Set down every entry word for word. Omit the pictures.

Code that builds pages
■ ■ ■ ■ ■
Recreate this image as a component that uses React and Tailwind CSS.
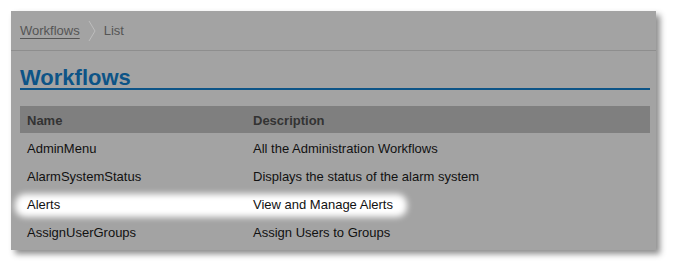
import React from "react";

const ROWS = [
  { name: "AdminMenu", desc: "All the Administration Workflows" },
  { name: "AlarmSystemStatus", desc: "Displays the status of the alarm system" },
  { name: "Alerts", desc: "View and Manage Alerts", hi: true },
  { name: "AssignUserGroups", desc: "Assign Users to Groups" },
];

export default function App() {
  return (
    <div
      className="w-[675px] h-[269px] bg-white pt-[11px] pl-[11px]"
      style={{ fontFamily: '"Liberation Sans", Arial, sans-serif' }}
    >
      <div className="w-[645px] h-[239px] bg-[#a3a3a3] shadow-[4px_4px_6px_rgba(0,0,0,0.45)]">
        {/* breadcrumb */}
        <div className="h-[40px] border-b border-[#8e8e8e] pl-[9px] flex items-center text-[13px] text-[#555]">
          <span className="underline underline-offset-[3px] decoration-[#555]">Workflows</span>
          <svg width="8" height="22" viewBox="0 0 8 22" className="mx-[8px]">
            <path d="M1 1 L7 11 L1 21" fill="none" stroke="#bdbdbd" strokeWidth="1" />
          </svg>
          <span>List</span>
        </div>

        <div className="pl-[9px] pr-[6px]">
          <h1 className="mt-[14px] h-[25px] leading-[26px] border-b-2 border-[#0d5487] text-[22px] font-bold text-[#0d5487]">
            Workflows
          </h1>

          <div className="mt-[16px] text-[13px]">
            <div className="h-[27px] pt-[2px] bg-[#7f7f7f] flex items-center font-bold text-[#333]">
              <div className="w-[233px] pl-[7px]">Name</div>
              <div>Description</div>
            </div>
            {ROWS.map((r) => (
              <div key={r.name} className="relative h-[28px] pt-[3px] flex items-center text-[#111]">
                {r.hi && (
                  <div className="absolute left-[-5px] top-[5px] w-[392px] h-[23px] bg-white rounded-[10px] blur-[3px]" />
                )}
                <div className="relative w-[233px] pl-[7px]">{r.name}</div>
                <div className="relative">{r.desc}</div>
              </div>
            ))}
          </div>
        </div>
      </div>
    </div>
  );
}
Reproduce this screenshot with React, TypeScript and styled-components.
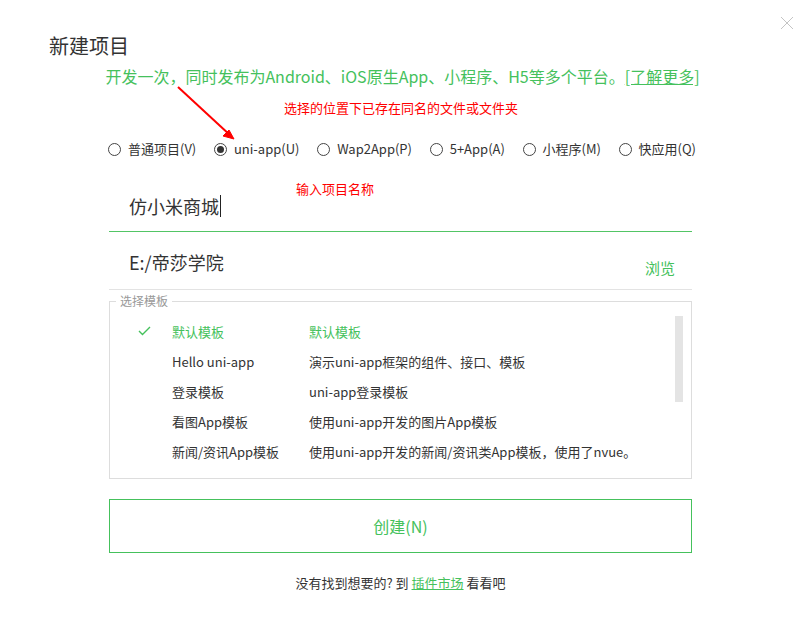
■ ■ ■ ■ ■
■ Completed exercise ■
Recreate this image as a component that uses React and Tailwind CSS.
import React from "react";

const ROWS = [
  { name: "AdminMenu", desc: "All the Administration Workflows" },
  { name: "AlarmSystemStatus", desc: "Displays the status of the alarm system" },
  { name: "Alerts", desc: "View and Manage Alerts", hi: true },
  { name: "AssignUserGroups", desc: "Assign Users to Groups" },
];

export default function App() {
  return (
    <div
      className="w-[675px] h-[269px] bg-white pt-[11px] pl-[11px]"
      style={{ fontFamily: '"Liberation Sans", Arial, sans-serif' }}
    >
      <div className="w-[645px] h-[239px] bg-[#a3a3a3] shadow-[4px_4px_6px_rgba(0,0,0,0.45)]">
        {/* breadcrumb */}
        <div className="h-[40px] border-b border-[#8e8e8e] pl-[9px] flex items-center text-[13px] text-[#555]">
          <span className="underline underline-offset-[3px] decoration-[#555]">Workflows</span>
          <svg width="8" height="22" viewBox="0 0 8 22" className="mx-[8px]">
            <path d="M1 1 L7 11 L1 21" fill="none" stroke="#bdbdbd" strokeWidth="1" />
          </svg>
          <span>List</span>
        </div>

        <div className="pl-[9px] pr-[6px]">
          <h1 className="mt-[14px] h-[25px] leading-[26px] border-b-2 border-[#0d5487] text-[22px] font-bold text-[#0d5487]">
            Workflows
          </h1>

          <div className="mt-[16px] text-[13px]">
            <div className="h-[27px] pt-[2px] bg-[#7f7f7f] flex items-center font-bold text-[#333]">
              <div className="w-[233px] pl-[7px]">Name</div>
              <div>Description</div>
            </div>
            {ROWS.map((r) => (
              <div key={r.name} className="relative h-[28px] pt-[3px] flex items-center text-[#111]">
                {r.hi && (
                  <div className="absolute left-[-5px] top-[5px] w-[392px] h-[23px] bg-white rounded-[10px] blur-[3px]" />
                )}
                <div className="relative w-[233px] pl-[7px]">{r.name}</div>
                <div className="relative">{r.desc}</div>
              </div>
            ))}
          </div>
        </div>
      </div>
    </div>
  );
}
Reproduce this screenshot with React, TypeScript and styled-components.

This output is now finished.